Instruction: Transcribe each of the records below exactly, excluding all pictures.

(Interface markup and scripts)
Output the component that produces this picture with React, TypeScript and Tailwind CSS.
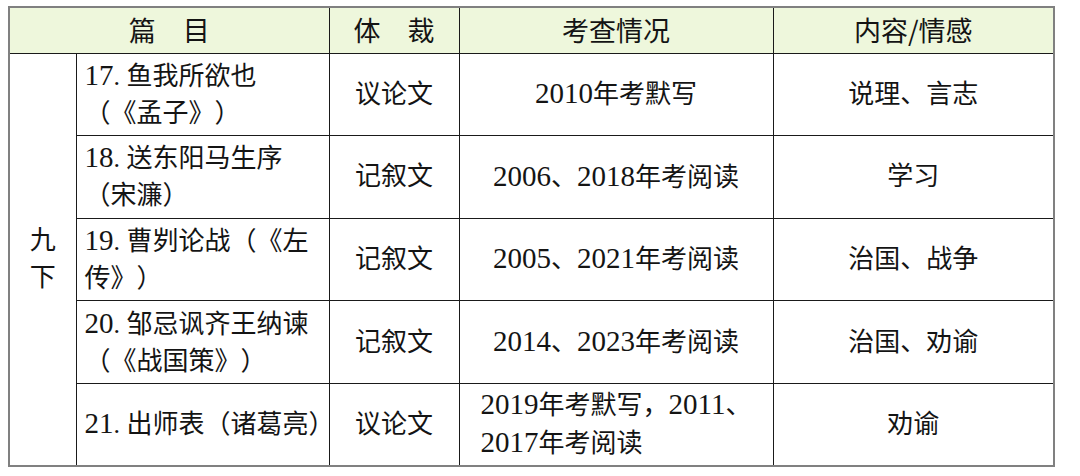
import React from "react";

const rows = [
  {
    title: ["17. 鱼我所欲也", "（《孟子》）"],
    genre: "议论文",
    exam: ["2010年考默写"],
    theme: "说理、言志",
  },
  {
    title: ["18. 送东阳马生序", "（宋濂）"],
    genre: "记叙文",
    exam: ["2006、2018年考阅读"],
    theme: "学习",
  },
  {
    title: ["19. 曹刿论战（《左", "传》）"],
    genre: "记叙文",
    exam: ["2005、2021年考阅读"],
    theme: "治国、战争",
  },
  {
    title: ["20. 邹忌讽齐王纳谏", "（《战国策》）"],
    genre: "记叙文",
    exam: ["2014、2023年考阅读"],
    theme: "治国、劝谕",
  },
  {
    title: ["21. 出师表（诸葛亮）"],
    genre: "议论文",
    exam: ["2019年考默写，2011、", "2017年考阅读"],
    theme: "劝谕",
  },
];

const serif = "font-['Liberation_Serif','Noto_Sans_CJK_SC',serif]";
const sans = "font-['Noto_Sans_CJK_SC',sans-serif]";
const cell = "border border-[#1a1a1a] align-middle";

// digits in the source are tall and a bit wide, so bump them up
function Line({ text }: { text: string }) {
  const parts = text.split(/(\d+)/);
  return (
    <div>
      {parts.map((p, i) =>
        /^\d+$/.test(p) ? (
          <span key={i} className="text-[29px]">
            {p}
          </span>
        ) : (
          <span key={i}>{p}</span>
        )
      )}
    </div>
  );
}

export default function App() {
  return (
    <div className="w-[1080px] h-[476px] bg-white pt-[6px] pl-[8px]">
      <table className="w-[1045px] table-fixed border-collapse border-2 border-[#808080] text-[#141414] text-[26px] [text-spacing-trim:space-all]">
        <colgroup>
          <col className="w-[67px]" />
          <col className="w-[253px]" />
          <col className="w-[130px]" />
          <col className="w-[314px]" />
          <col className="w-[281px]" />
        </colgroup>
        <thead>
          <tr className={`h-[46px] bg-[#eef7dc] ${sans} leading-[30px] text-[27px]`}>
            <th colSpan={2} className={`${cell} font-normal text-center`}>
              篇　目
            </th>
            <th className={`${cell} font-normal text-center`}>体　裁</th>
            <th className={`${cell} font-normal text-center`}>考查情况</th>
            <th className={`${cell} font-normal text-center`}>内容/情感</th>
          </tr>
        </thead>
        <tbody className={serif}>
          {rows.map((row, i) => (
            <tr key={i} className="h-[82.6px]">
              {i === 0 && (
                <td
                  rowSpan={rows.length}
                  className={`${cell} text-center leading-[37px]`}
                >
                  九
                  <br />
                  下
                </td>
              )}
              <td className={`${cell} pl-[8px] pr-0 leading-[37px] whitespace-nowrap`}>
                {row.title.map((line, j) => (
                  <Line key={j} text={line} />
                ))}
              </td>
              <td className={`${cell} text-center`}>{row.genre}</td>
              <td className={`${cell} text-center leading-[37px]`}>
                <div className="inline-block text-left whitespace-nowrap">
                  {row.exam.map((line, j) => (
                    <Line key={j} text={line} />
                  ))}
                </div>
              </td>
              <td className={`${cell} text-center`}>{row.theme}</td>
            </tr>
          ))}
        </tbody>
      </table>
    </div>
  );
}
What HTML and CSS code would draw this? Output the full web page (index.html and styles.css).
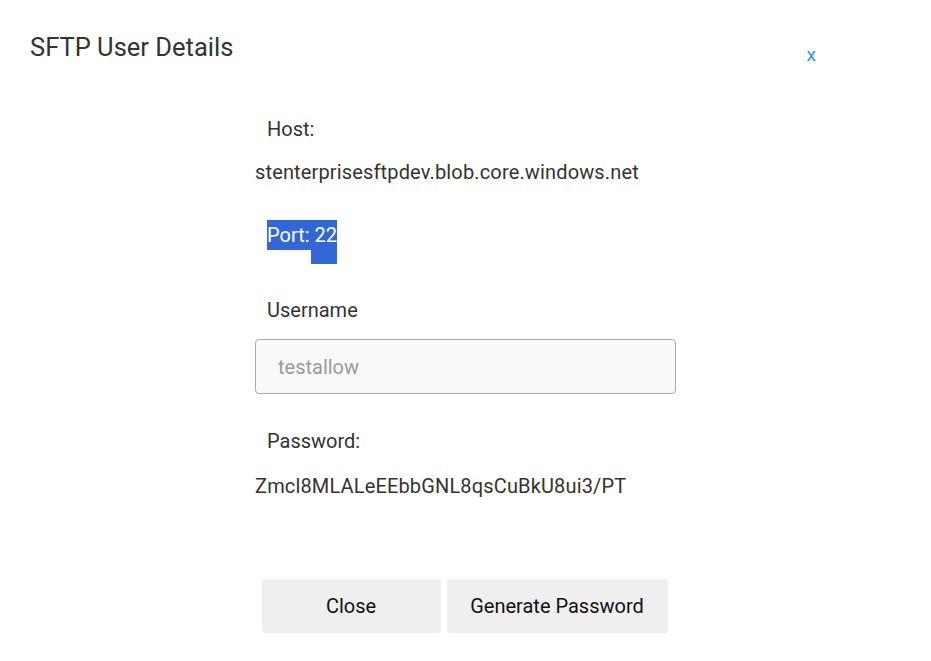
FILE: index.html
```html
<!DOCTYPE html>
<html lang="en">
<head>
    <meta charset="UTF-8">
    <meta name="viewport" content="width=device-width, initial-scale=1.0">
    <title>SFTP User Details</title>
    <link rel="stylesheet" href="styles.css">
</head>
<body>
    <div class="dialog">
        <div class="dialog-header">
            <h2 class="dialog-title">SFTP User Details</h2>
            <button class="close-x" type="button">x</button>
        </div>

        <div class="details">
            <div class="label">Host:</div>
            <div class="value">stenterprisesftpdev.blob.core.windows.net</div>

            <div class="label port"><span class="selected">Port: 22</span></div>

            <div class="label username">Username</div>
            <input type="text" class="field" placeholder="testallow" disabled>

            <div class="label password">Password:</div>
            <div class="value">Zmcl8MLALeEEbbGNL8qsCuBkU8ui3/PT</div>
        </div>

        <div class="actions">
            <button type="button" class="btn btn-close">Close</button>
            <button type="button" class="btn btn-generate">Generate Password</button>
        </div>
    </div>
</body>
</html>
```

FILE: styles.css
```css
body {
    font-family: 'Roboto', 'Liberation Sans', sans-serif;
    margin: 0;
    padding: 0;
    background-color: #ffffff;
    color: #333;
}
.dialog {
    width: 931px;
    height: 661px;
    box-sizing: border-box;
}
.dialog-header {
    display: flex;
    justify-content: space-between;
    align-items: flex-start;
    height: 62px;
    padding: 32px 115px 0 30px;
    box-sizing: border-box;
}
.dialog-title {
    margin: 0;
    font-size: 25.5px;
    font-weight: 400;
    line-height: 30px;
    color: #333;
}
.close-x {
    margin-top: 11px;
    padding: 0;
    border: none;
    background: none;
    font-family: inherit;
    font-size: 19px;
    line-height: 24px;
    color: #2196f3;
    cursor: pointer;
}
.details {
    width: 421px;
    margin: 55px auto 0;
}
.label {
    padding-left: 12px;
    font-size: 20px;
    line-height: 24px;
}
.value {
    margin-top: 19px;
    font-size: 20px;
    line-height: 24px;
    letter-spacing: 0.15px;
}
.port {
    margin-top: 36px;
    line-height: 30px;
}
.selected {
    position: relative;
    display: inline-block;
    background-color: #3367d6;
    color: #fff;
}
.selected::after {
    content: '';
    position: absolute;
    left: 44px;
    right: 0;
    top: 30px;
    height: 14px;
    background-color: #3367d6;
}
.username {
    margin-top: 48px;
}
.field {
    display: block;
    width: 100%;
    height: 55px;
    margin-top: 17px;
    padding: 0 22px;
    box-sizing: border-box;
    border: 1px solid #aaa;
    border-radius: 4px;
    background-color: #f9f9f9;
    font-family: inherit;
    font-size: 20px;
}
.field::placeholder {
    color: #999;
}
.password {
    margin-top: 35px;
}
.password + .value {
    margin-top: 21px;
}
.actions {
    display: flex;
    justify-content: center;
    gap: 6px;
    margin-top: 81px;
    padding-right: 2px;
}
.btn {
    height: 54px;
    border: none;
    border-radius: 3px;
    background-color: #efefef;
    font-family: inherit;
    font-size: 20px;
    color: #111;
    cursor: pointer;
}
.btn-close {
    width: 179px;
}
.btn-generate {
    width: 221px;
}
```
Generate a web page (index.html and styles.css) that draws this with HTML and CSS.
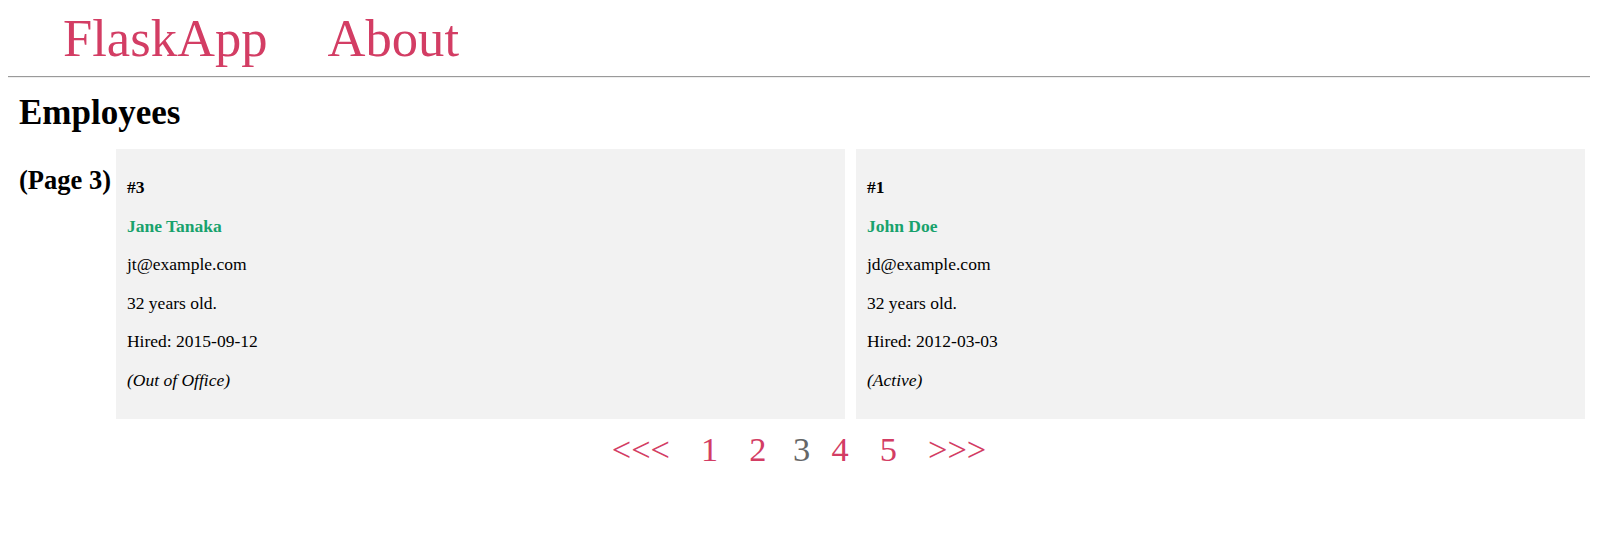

Reply:
Output the component that produces this picture with React, TypeScript and Tailwind CSS.
import React from "react";

const rows = [
  {
    title: ["17. 鱼我所欲也", "（《孟子》）"],
    genre: "议论文",
    exam: ["2010年考默写"],
    theme: "说理、言志",
  },
  {
    title: ["18. 送东阳马生序", "（宋濂）"],
    genre: "记叙文",
    exam: ["2006、2018年考阅读"],
    theme: "学习",
  },
  {
    title: ["19. 曹刿论战（《左", "传》）"],
    genre: "记叙文",
    exam: ["2005、2021年考阅读"],
    theme: "治国、战争",
  },
  {
    title: ["20. 邹忌讽齐王纳谏", "（《战国策》）"],
    genre: "记叙文",
    exam: ["2014、2023年考阅读"],
    theme: "治国、劝谕",
  },
  {
    title: ["21. 出师表（诸葛亮）"],
    genre: "议论文",
    exam: ["2019年考默写，2011、", "2017年考阅读"],
    theme: "劝谕",
  },
];

const serif = "font-['Liberation_Serif','Noto_Sans_CJK_SC',serif]";
const sans = "font-['Noto_Sans_CJK_SC',sans-serif]";
const cell = "border border-[#1a1a1a] align-middle";

// digits in the source are tall and a bit wide, so bump them up
function Line({ text }: { text: string }) {
  const parts = text.split(/(\d+)/);
  return (
    <div>
      {parts.map((p, i) =>
        /^\d+$/.test(p) ? (
          <span key={i} className="text-[29px]">
            {p}
          </span>
        ) : (
          <span key={i}>{p}</span>
        )
      )}
    </div>
  );
}

export default function App() {
  return (
    <div className="w-[1080px] h-[476px] bg-white pt-[6px] pl-[8px]">
      <table className="w-[1045px] table-fixed border-collapse border-2 border-[#808080] text-[#141414] text-[26px] [text-spacing-trim:space-all]">
        <colgroup>
          <col className="w-[67px]" />
          <col className="w-[253px]" />
          <col className="w-[130px]" />
          <col className="w-[314px]" />
          <col className="w-[281px]" />
        </colgroup>
        <thead>
          <tr className={`h-[46px] bg-[#eef7dc] ${sans} leading-[30px] text-[27px]`}>
            <th colSpan={2} className={`${cell} font-normal text-center`}>
              篇　目
            </th>
            <th className={`${cell} font-normal text-center`}>体　裁</th>
            <th className={`${cell} font-normal text-center`}>考查情况</th>
            <th className={`${cell} font-normal text-center`}>内容/情感</th>
          </tr>
        </thead>
        <tbody className={serif}>
          {rows.map((row, i) => (
            <tr key={i} className="h-[82.6px]">
              {i === 0 && (
                <td
                  rowSpan={rows.length}
                  className={`${cell} text-center leading-[37px]`}
                >
                  九
                  <br />
                  下
                </td>
              )}
              <td className={`${cell} pl-[8px] pr-0 leading-[37px] whitespace-nowrap`}>
                {row.title.map((line, j) => (
                  <Line key={j} text={line} />
                ))}
              </td>
              <td className={`${cell} text-center`}>{row.genre}</td>
              <td className={`${cell} text-center leading-[37px]`}>
                <div className="inline-block text-left whitespace-nowrap">
                  {row.exam.map((line, j) => (
                    <Line key={j} text={line} />
                  ))}
                </div>
              </td>
              <td className={`${cell} text-center`}>{row.theme}</td>
            </tr>
          ))}
        </tbody>
      </table>
    </div>
  );
}
What HTML and CSS code would draw this? Output the full web page (index.html and styles.css).
FILE: index.html
```html
<!DOCTYPE html>
<html lang="en">
<head>
    <meta charset="UTF-8">
    <meta name="viewport" content="width=device-width, initial-scale=1.0">
    <title>SFTP User Details</title>
    <link rel="stylesheet" href="styles.css">
</head>
<body>
    <div class="dialog">
        <div class="dialog-header">
            <h2 class="dialog-title">SFTP User Details</h2>
            <button class="close-x" type="button">x</button>
        </div>

        <div class="details">
            <div class="label">Host:</div>
            <div class="value">stenterprisesftpdev.blob.core.windows.net</div>

            <div class="label port"><span class="selected">Port: 22</span></div>

            <div class="label username">Username</div>
            <input type="text" class="field" placeholder="testallow" disabled>

            <div class="label password">Password:</div>
            <div class="value">Zmcl8MLALeEEbbGNL8qsCuBkU8ui3/PT</div>
        </div>

        <div class="actions">
            <button type="button" class="btn btn-close">Close</button>
            <button type="button" class="btn btn-generate">Generate Password</button>
        </div>
    </div>
</body>
</html>
```

FILE: styles.css
```css
body {
    font-family: 'Roboto', 'Liberation Sans', sans-serif;
    margin: 0;
    padding: 0;
    background-color: #ffffff;
    color: #333;
}
.dialog {
    width: 931px;
    height: 661px;
    box-sizing: border-box;
}
.dialog-header {
    display: flex;
    justify-content: space-between;
    align-items: flex-start;
    height: 62px;
    padding: 32px 115px 0 30px;
    box-sizing: border-box;
}
.dialog-title {
    margin: 0;
    font-size: 25.5px;
    font-weight: 400;
    line-height: 30px;
    color: #333;
}
.close-x {
    margin-top: 11px;
    padding: 0;
    border: none;
    background: none;
    font-family: inherit;
    font-size: 19px;
    line-height: 24px;
    color: #2196f3;
    cursor: pointer;
}
.details {
    width: 421px;
    margin: 55px auto 0;
}
.label {
    padding-left: 12px;
    font-size: 20px;
    line-height: 24px;
}
.value {
    margin-top: 19px;
    font-size: 20px;
    line-height: 24px;
    letter-spacing: 0.15px;
}
.port {
    margin-top: 36px;
    line-height: 30px;
}
.selected {
    position: relative;
    display: inline-block;
    background-color: #3367d6;
    color: #fff;
}
.selected::after {
    content: '';
    position: absolute;
    left: 44px;
    right: 0;
    top: 30px;
    height: 14px;
    background-color: #3367d6;
}
.username {
    margin-top: 48px;
}
.field {
    display: block;
    width: 100%;
    height: 55px;
    margin-top: 17px;
    padding: 0 22px;
    box-sizing: border-box;
    border: 1px solid #aaa;
    border-radius: 4px;
    background-color: #f9f9f9;
    font-family: inherit;
    font-size: 20px;
}
.field::placeholder {
    color: #999;
}
.password {
    margin-top: 35px;
}
.password + .value {
    margin-top: 21px;
}
.actions {
    display: flex;
    justify-content: center;
    gap: 6px;
    margin-top: 81px;
    padding-right: 2px;
}
.btn {
    height: 54px;
    border: none;
    border-radius: 3px;
    background-color: #efefef;
    font-family: inherit;
    font-size: 20px;
    color: #111;
    cursor: pointer;
}
.btn-close {
    width: 179px;
}
.btn-generate {
    width: 221px;
}
```
Generate a web page (index.html and styles.css) that draws this with HTML and CSS.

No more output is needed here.